I'm told that this is being worked on in Windows Server 2016, but can't say for sure what form that will take.
So, for now, systems beyond 64 cores will need to use Perfmon to gather CPU statistics during a run, but the other information should be accurate.
Thanks for digging up this info Kevin!
Nice post Glenn. Would it possible to configure block size different for writes and reads? I have a SQL box subsystem to test with 25KB of writes and 46KB for reads and then measuring throughput in MB to compare it with old disk subsystem.
I have thought to test it in two stages and then combine just want to know if there is already better way.
The other comment I got from the guys that wrote diskspd is that you can probably get by with a lot smaller entropy seed. You're using -Z1G. Is there a particular reason for allocating a gig for the entropy buffer? SQLIO used a buffer of about 20MB.
Just wanted to thank you for this post; I will be testing and incorporating it myself into my toolbag. Thanks.
Can Diskspd generate all unique data or unique blocks of data with the diskspd test file? Is this the -Z parameter? Seems like FIO is the only tool capable of doing this.

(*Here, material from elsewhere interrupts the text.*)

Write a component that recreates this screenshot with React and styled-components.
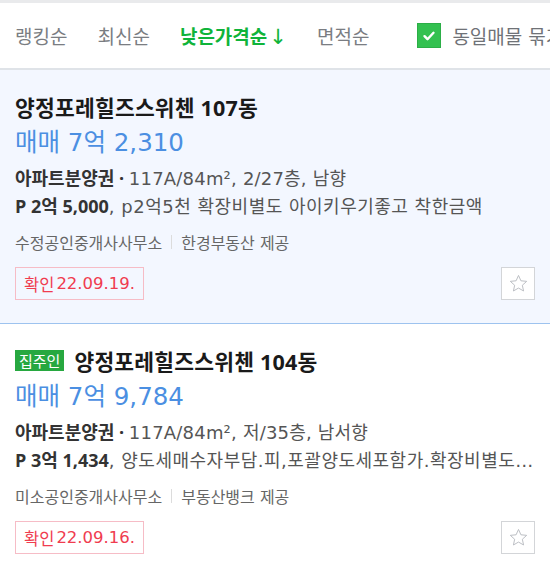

IOmeter can't generate unique data either.
thx for the post. You screen shot shows -T4 which I think means 4 threads but you mention 8 in the comments preceeding the screen shot. The example does show -T8 however :)
Thx! Very helpful post. Would you be able to provide a resource for ballpark metrics required for a healthy SQL environment? For example, what is the min IOPS or min MB/s for an OLTP SQL instance? Or guidance on 3/4/5 9s latency?
Again, many thanks